第二部、南極大陸の昭和基地にいる山口直子さん(画面左)と、隊員の内田ヘルベルト陽仁さん(中央)、佐藤士朗さん(右)が質問に答えてくれるコーナー。子どもたちの代表者が順番にスクリーンの前に立ち、南極に関するさまざまな疑問を投げかけた。質問を終えた子どもたちからは、「緊張したけど、たくさん答えてもらえてうれしかった」という声が聞かれた。
南極からの生中継で、その素晴らしさを伝えたい
2018年2月10日、南極と衛星回線をつなぎ、「南極授業」が麻生区の百合丘小学校体育館で行われました。「南極講座!特別編」と題した麻生区PTA協議会・川崎市教育委員会主催、麻生区地域教育会議共催の同講座には、地域の子どもたちや南極に興味がある人など約1,000人が参加。会場は熱気に溢れていました。
中継授業の講師は、第59次南極地域観測隊に同行している川崎市立菅小学校教諭の山口直子さん。麻生区の金程小学校在勤時代、ゲストティーチャーとして迎えた南極越冬隊員の話に感動。国立極地研究所や文部科学省などが実施する「教員南極派遣プログラム」に応募すると見事選ばれ、昨年11月27日に日本を出発してオーストラリアから砕氷艦「しらせ」に乗船。12月20日に南極昭和基地に到り、「子どもたちに南極を知ってもらい、広い世界に興味を持ってほしい」という熱意を持って南極で活動を開始。3月下旬には帰国する予定となっています。
南極は昔の地球のタイムカプセル
前半は国立極地研究所広報室長で地質学教授の本吉洋一さんによる講座「南極は地球・宇宙ののぞき窓」。本吉さんは1981年から計9回南極観測隊に参加し、隊長を3度務めた大ベテラン。ペンギンの子育てや、砕氷艦の海上での揺れの様子、オーロラの映像などを披露した後、南極は昔の地球のタイムカプセルだと説明。地質学者の立場から、南極は隕石の宝庫であることや、昭和基地周辺で見つかったルビーなどの宝石が、約2億年前は南極が超ゴンドワナ大陸の一部で、南インドやスリランカが近くにあった可能性を示していることなどを語ってくれました。また、南極の氷・隕石・岩石を調べることで地球の未来を知ることができ、そのために隊員たちが力を合わせてさまざまな観測を行っていることを子どもたちに伝え、講座を締めくくりました。
衛星回線で現地の隊員と子どもたちが対話
「はい、こちら南極の昭和基地からお伝えします!」 第2部の南極授業「世界の極(きわ)で発見! こんなところに日本人」では、南極の山口さんと中継がつながった瞬間、会場から大きな歓声があがります。
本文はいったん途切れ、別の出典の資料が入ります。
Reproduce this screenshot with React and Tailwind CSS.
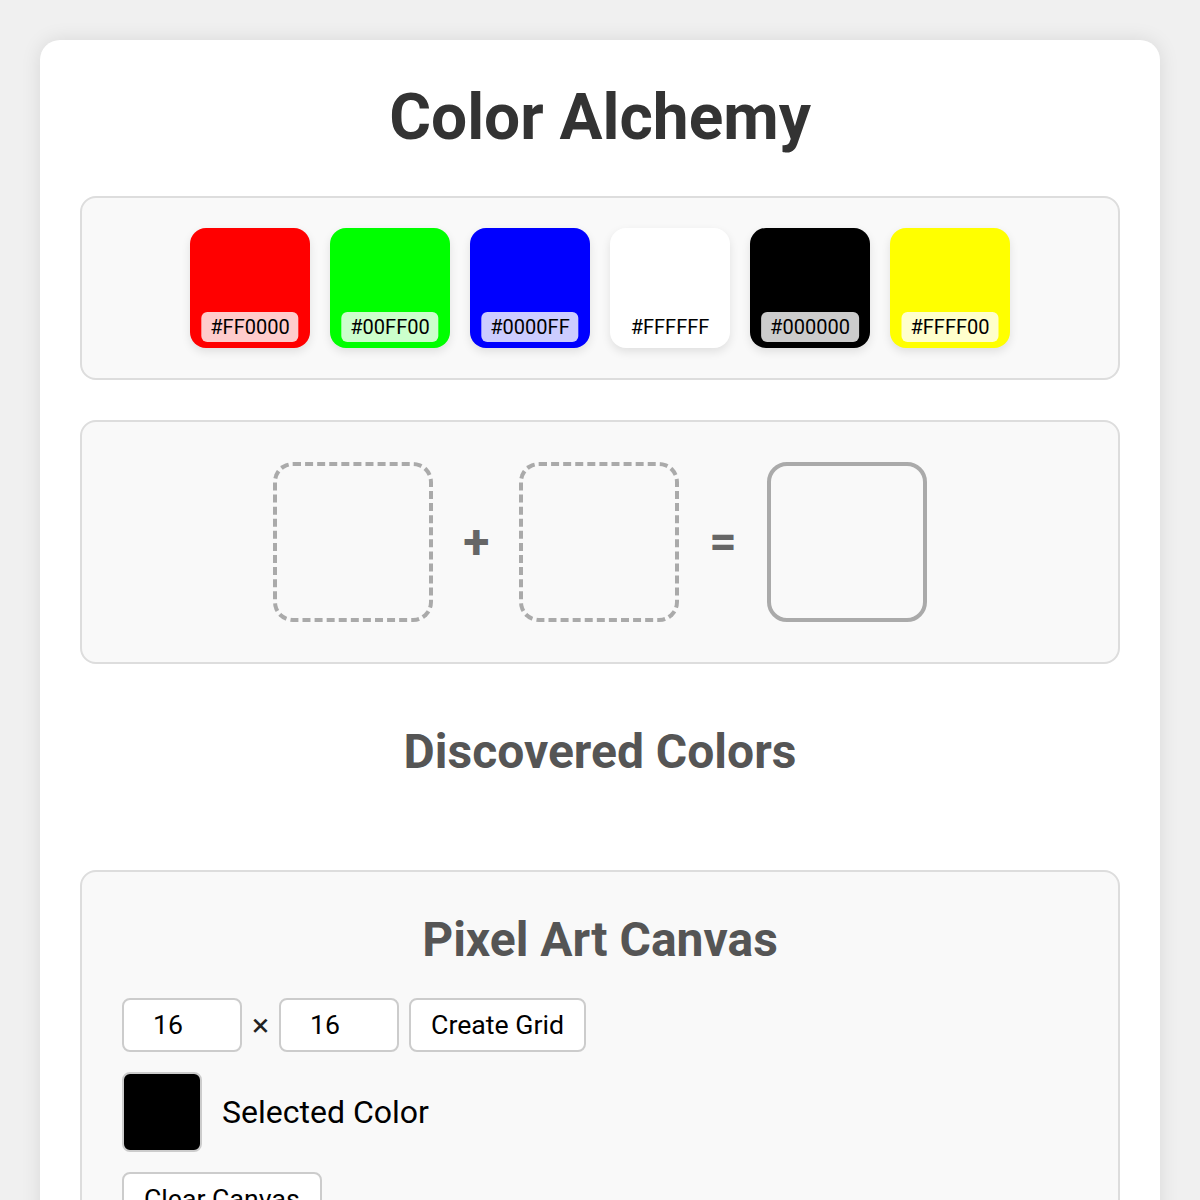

現地の天気は曇り、夏ですが気温は−0.4度。画面には大気を観測するレーダー管理人や地震・重力の観測員など、隊員が次々と登場し、その仕事と南極に魅せられた話を紹介。その後、場面を屋外から基地内にあるスタジオに移して、会場の参加者たちにクイズ形式で南極の自然環境やそこに生きる動植物、隊員の活動などを紹介し、地球の未来や環境を考える授業を行いました。最後の質問コーナーでは、「温暖化すると南極の氷は無くなるの?」「衣類は何枚着ていますか?」「オーロラはどうやってできるの?」「南極に来て一番びっくりしたことは?」など、子どもたちの代表者から多くの質問が出されました。
講座終了後に感想を聞くと、「南極のことをたくさん知ることができてよかった」「オーロラがどうやってできるのか分かってよかった」「クイズが面白かった」「隕石に触ることができて楽しかった」と、子どもたちは目を輝かせながら満足した様子で答えてくれました。
第一部では、クイズを交えて楽しく南極について学ぶことができ、講師・本吉洋一さんのユーモアのある解説に時折会場から笑いが起こった。南極の氷が全て解けると海の水位が約60cmも上がるという話には、参加者たちは驚きの声を上げていた。
第一部で講師を務めた本吉洋一さん(国立極地研究所広報室長、地質学教授)(左)。第二部講師の山口直子さん(写真は昨年10月に弊社にて撮影)(右)。
開始時刻前、会場の体育館の前には長蛇の列が(左上)。会場にはペンギンの姿をしたスタッフも(左下)。南極の氷や南極で見つかった隕石に触れることができるコーナーは大人気(右上、右下)。